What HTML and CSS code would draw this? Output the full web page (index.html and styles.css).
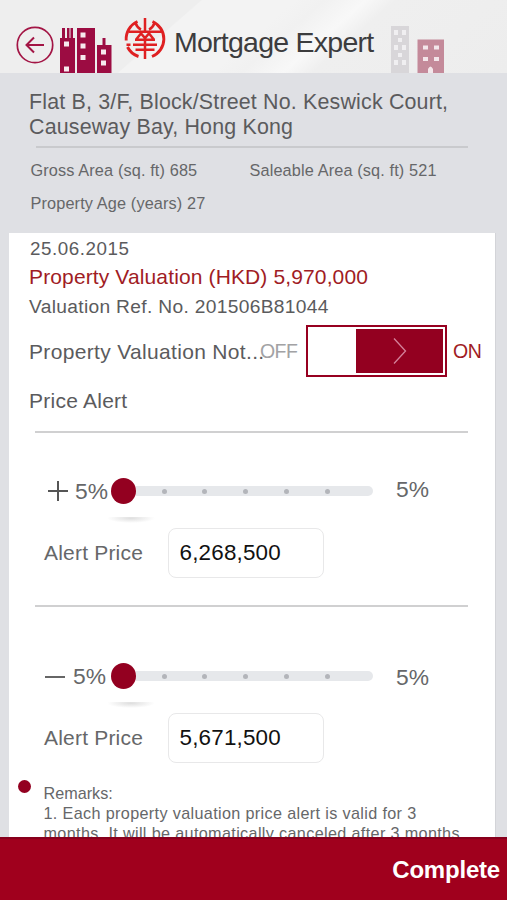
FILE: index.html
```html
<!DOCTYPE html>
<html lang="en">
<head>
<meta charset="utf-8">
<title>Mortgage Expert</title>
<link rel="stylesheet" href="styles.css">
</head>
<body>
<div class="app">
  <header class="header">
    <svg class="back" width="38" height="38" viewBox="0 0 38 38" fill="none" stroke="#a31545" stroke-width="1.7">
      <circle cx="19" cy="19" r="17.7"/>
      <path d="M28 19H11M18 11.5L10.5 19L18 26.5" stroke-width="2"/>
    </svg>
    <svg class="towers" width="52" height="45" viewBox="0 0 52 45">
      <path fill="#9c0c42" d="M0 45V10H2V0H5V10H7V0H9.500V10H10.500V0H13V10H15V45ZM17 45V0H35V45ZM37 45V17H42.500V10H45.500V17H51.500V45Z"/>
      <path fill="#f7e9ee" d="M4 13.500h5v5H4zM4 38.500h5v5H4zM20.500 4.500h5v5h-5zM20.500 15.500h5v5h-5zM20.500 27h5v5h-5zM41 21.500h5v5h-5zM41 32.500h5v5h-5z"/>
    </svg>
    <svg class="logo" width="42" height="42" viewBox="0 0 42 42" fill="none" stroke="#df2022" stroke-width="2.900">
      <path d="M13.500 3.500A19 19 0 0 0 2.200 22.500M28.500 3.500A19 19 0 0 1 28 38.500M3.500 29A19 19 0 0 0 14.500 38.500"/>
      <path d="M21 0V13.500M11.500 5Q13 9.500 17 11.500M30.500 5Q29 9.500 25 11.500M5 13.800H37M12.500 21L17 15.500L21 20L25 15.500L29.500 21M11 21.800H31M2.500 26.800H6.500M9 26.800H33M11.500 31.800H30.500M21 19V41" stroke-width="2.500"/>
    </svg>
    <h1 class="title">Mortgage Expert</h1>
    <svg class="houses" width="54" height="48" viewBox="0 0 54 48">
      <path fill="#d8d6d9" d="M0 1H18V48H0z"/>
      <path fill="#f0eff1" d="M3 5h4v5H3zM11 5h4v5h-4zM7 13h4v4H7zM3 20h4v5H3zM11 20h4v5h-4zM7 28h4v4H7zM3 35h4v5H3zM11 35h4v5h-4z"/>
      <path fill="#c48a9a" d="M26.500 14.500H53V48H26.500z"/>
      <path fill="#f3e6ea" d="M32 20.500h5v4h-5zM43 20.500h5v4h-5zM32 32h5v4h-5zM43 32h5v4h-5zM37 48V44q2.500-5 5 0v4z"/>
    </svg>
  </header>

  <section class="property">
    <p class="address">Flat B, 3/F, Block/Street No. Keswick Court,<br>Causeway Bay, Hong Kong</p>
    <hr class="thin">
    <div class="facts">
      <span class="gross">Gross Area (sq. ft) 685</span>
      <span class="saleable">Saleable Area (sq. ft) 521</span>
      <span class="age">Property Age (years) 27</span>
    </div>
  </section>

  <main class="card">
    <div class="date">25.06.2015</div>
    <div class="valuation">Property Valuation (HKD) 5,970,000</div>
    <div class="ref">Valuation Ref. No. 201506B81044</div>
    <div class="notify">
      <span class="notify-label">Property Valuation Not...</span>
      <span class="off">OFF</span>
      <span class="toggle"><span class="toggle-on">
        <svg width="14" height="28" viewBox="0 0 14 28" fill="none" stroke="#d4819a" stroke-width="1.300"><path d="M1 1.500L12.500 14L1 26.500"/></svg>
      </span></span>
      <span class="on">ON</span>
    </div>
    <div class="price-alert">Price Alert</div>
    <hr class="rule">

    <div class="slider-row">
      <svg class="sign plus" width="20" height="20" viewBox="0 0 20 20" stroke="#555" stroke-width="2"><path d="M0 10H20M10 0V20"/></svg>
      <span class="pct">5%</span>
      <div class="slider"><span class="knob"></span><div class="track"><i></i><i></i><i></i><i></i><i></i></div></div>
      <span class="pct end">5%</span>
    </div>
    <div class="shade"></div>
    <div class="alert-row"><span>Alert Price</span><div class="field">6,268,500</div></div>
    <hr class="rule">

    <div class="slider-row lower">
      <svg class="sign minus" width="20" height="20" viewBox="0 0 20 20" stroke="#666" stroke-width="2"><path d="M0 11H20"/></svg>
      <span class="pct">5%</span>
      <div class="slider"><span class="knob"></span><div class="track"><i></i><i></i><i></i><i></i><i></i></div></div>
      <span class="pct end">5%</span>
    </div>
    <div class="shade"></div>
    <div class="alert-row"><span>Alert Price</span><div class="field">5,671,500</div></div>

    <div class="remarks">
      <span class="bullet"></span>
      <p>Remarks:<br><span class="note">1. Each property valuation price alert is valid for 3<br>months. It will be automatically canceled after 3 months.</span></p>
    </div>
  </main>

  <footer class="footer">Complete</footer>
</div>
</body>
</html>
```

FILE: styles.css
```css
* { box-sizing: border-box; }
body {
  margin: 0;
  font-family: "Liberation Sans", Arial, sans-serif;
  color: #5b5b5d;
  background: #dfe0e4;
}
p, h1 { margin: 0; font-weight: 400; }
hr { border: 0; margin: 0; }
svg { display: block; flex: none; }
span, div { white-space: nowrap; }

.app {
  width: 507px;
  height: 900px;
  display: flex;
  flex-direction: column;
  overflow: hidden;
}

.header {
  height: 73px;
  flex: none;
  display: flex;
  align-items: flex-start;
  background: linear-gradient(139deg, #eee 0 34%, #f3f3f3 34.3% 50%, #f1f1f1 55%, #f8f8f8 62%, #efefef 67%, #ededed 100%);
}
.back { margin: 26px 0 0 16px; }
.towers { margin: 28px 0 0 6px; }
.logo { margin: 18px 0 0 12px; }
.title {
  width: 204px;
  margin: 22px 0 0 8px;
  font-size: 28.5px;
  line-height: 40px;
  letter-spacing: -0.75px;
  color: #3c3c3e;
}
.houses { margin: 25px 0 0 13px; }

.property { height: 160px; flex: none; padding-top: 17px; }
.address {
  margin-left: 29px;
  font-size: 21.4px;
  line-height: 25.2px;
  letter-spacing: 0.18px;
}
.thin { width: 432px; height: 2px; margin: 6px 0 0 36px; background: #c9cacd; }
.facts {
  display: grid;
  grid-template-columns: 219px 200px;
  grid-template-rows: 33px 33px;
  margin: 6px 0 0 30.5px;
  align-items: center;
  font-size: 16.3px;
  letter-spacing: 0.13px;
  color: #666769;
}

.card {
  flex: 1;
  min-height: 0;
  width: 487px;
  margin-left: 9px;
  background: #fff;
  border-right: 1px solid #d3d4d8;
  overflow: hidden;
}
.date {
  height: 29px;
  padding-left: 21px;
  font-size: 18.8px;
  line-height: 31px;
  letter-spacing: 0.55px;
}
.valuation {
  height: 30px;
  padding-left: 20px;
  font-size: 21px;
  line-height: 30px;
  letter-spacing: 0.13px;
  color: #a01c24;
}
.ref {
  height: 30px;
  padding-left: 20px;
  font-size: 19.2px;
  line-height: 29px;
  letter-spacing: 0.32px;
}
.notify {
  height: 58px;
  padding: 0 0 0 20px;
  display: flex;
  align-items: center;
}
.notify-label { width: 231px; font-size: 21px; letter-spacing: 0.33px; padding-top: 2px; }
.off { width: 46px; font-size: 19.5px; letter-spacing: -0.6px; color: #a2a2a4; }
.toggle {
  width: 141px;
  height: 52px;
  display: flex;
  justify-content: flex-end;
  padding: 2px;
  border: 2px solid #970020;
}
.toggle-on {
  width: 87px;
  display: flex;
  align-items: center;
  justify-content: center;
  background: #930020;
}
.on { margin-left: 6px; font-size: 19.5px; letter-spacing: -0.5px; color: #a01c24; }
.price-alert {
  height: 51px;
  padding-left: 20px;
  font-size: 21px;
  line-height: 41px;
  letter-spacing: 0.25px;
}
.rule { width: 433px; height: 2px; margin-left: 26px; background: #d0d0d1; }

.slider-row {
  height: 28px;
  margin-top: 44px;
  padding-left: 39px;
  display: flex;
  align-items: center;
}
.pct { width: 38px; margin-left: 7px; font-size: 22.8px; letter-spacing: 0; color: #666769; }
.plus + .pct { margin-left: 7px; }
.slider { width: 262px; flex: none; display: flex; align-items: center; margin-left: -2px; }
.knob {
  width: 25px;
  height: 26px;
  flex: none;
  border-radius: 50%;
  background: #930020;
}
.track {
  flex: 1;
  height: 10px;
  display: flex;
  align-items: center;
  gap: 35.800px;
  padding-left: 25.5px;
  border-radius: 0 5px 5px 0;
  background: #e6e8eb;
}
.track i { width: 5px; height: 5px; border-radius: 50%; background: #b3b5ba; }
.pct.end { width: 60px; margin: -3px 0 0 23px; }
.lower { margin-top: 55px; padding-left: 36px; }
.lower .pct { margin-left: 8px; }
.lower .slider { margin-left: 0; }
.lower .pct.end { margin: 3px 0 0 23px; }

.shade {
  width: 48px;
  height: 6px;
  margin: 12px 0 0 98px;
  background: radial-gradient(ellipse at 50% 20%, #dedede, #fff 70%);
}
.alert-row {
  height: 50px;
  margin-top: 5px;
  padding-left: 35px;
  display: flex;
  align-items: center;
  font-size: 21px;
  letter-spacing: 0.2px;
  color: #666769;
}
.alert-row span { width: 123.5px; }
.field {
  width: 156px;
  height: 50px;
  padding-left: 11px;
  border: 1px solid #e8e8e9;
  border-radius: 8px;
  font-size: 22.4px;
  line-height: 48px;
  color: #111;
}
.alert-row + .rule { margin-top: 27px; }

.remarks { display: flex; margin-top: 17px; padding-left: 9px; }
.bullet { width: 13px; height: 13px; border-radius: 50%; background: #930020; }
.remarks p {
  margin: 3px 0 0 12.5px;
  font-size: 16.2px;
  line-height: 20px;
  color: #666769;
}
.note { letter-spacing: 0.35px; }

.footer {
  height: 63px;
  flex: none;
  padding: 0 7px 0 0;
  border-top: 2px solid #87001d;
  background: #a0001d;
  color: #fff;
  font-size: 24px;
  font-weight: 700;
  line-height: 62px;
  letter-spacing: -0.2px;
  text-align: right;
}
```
* * *
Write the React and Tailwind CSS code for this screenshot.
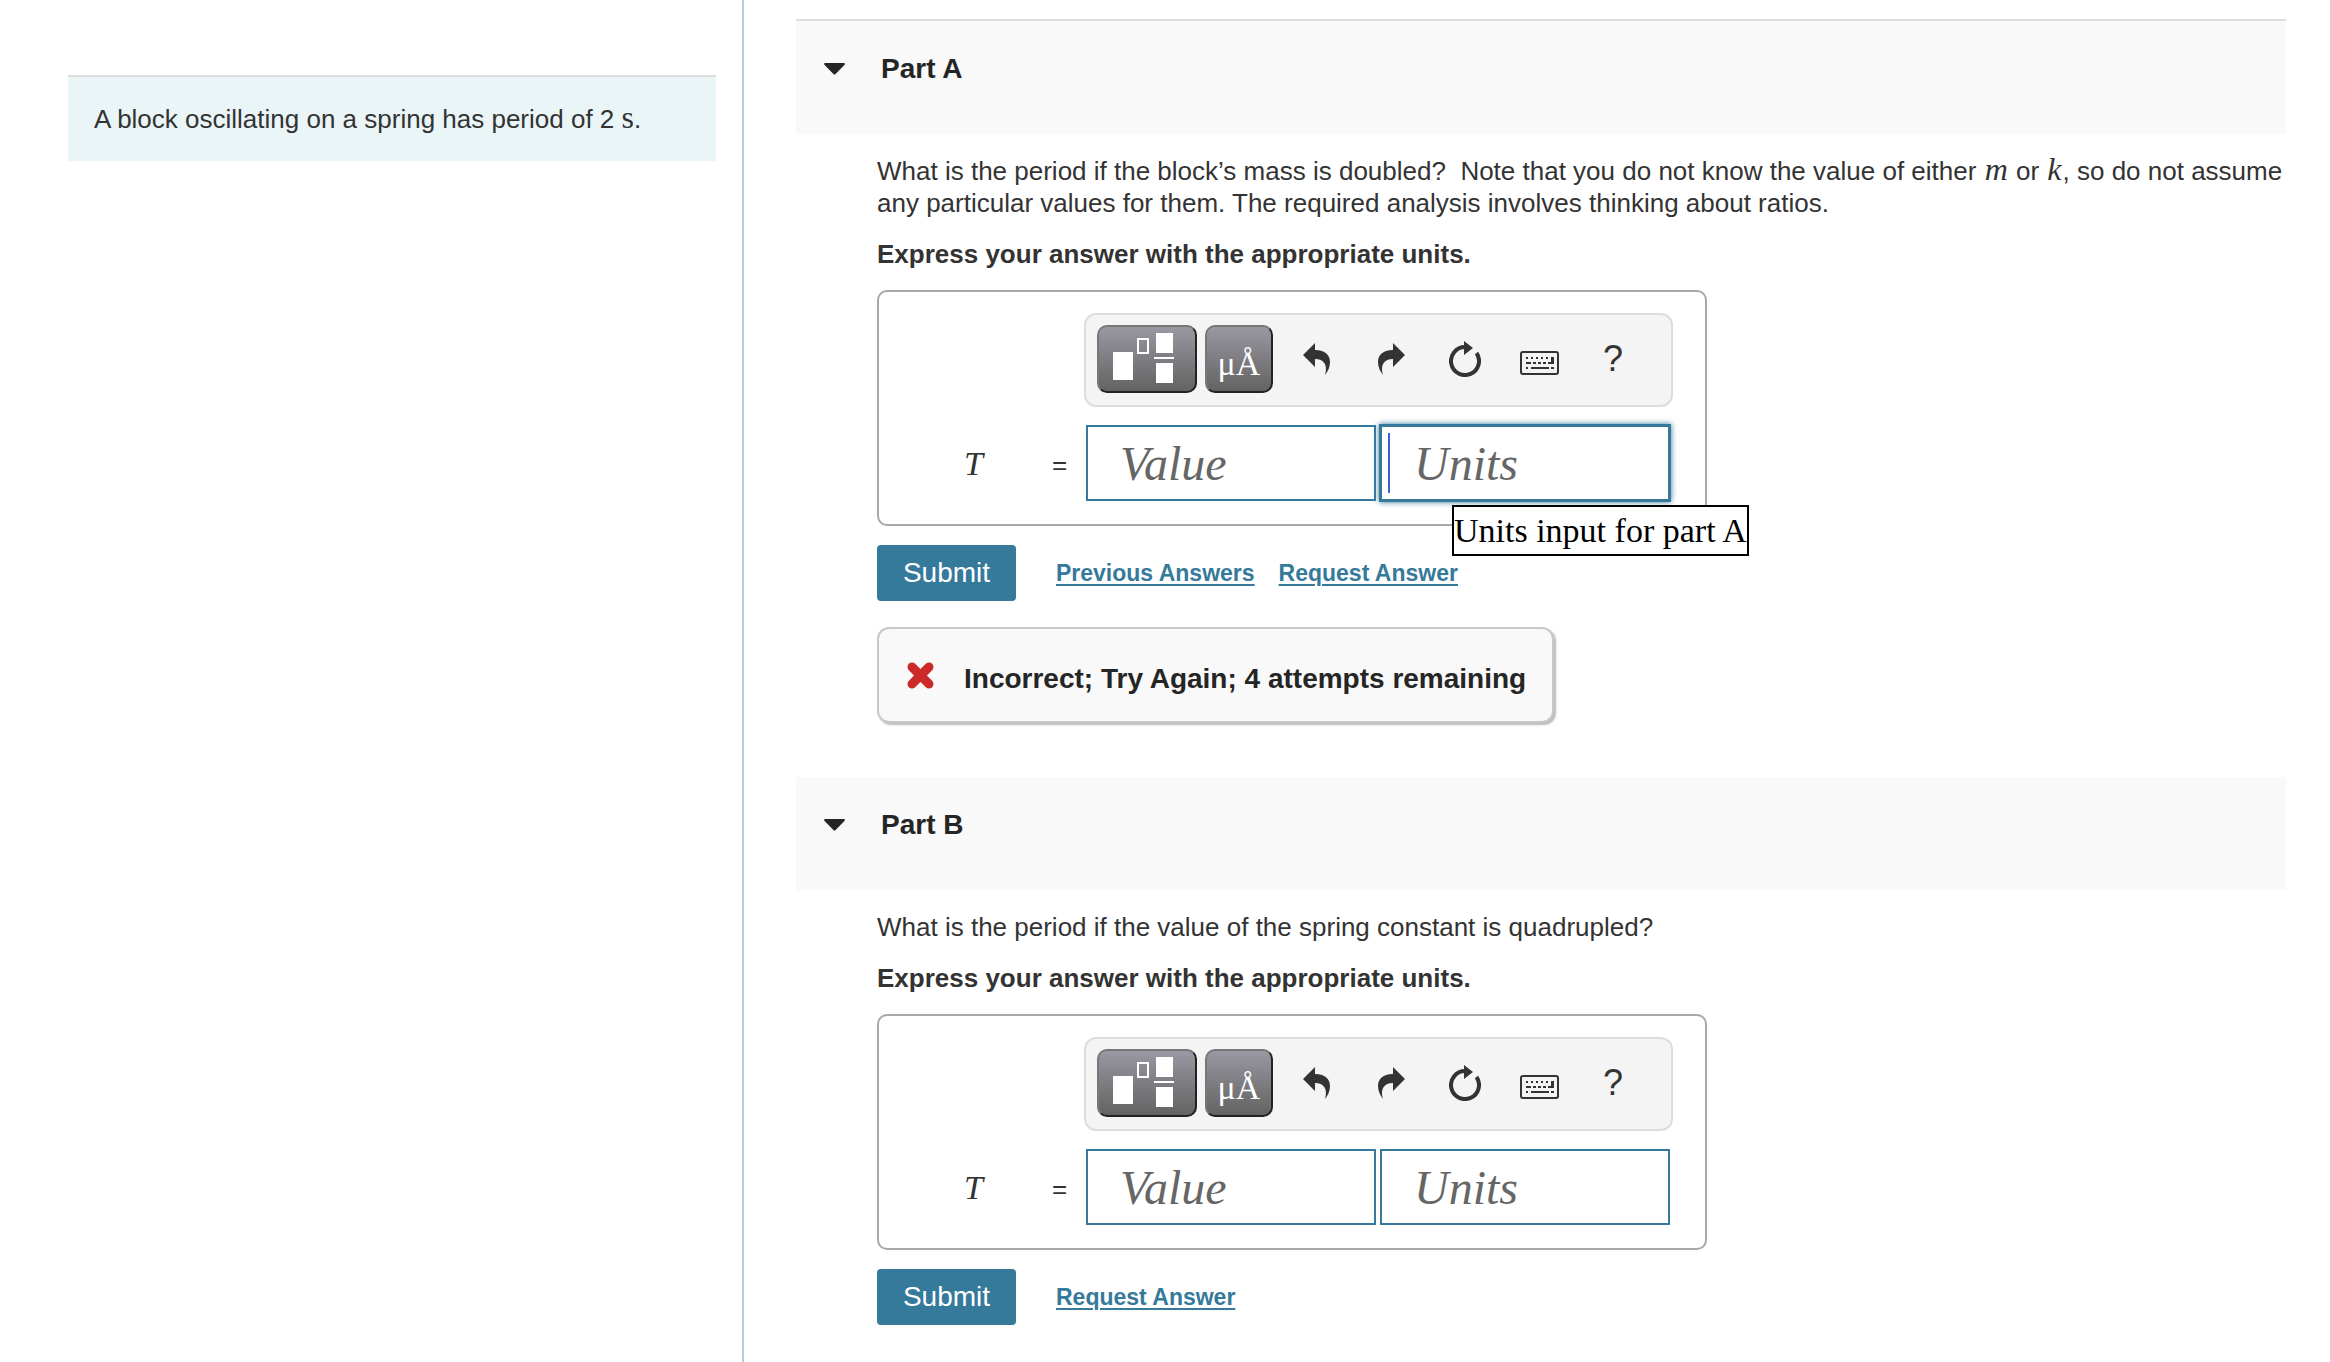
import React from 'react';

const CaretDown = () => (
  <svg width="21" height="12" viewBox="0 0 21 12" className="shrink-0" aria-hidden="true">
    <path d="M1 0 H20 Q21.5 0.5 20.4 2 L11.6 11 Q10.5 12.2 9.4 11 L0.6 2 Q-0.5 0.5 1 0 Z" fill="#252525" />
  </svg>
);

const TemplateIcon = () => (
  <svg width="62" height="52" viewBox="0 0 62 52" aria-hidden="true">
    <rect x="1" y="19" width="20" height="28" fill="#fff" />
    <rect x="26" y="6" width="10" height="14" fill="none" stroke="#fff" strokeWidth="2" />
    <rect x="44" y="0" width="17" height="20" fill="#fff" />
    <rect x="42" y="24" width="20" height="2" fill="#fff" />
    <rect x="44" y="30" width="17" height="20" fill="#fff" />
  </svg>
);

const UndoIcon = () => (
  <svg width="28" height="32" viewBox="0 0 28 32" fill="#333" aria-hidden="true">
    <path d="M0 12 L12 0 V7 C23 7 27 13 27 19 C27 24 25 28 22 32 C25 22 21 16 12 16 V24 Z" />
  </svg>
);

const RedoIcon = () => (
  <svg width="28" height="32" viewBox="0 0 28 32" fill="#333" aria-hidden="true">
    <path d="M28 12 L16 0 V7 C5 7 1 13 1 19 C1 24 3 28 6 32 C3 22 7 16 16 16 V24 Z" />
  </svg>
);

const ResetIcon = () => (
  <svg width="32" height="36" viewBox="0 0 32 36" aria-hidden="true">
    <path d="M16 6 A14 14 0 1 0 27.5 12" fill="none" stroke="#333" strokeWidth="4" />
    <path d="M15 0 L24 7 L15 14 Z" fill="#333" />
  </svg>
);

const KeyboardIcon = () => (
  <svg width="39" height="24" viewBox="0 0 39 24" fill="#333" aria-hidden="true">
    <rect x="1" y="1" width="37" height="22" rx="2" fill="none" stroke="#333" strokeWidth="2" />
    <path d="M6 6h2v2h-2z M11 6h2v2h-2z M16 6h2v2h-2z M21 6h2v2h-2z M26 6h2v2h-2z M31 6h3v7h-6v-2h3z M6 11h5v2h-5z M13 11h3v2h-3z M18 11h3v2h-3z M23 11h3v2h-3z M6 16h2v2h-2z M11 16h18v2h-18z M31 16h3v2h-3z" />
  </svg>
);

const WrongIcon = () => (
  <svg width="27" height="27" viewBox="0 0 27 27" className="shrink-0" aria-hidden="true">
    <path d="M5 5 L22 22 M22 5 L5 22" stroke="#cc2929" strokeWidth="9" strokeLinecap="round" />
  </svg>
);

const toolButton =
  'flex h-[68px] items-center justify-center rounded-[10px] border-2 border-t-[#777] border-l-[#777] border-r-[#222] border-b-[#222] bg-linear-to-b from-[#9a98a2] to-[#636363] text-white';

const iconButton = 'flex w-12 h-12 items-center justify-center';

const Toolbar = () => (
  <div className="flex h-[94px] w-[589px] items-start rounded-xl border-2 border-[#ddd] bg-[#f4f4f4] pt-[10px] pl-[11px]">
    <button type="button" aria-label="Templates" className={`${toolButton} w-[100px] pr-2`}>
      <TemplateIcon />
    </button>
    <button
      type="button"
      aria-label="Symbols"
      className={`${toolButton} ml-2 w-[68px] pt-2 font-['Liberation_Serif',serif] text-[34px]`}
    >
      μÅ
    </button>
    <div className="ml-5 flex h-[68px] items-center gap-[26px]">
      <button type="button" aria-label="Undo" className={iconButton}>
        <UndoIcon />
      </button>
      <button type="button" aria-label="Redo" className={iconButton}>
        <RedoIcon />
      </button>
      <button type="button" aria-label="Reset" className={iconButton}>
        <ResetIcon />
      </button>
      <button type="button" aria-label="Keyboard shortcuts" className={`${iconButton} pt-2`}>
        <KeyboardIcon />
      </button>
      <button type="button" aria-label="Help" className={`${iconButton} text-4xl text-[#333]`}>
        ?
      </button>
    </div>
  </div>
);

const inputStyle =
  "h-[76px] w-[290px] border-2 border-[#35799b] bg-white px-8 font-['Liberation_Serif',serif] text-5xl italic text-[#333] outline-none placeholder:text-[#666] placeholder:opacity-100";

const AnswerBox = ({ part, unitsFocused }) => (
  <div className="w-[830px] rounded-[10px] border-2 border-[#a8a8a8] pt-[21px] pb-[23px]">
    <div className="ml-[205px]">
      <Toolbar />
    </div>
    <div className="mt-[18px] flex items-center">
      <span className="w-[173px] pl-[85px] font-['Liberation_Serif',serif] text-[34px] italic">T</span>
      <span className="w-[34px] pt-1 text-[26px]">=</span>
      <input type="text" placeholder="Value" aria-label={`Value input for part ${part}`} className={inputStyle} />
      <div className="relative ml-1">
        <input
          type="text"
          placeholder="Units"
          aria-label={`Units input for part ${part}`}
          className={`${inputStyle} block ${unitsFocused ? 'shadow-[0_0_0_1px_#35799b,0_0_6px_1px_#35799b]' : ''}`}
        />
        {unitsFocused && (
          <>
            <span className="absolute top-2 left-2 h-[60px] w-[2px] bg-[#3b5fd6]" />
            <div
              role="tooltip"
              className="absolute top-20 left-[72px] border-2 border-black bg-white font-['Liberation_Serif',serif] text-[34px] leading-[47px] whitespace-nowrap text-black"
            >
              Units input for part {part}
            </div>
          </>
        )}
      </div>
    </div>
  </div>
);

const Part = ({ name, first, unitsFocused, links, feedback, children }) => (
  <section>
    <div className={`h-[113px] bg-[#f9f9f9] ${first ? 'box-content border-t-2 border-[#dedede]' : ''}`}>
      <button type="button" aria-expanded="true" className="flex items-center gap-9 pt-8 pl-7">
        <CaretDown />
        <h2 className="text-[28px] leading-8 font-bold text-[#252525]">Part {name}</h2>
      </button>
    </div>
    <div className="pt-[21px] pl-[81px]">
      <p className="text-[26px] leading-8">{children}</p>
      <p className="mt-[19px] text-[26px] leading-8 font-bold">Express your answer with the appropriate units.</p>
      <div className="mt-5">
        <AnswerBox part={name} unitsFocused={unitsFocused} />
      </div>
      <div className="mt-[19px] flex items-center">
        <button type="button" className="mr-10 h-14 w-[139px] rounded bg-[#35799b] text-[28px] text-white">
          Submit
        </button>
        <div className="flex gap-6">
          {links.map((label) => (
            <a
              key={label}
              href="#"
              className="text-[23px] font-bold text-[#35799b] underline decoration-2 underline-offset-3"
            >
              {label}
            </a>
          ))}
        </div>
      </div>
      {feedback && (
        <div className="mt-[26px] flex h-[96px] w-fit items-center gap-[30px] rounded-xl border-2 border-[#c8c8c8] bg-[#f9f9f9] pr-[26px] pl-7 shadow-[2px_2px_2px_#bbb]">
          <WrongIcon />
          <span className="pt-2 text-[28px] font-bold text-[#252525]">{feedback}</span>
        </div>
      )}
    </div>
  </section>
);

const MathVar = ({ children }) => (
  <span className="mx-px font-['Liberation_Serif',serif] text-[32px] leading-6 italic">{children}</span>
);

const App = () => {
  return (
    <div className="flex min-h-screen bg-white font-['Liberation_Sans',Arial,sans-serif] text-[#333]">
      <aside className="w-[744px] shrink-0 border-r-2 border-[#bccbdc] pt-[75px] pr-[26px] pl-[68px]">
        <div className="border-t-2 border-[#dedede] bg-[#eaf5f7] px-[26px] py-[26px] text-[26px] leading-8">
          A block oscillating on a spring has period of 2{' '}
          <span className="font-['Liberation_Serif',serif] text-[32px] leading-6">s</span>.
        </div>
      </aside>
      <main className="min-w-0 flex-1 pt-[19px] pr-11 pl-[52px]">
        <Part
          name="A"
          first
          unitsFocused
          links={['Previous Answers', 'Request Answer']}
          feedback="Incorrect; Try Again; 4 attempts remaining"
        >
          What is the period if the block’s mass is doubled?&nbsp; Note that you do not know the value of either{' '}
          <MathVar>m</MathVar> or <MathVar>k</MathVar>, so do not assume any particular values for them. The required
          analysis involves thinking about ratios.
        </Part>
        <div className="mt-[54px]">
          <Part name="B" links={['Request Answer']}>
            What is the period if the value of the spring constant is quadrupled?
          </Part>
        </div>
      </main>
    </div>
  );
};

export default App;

_TASK BRIEF:_
Using the listing above, pick out each line that contains the word "this", then copy it.

_ANSWER TO THE TASK:_
What HTML and CSS code would draw this? Output the full web page (index.html and styles.css).
Write the React and Tailwind CSS code for this screenshot.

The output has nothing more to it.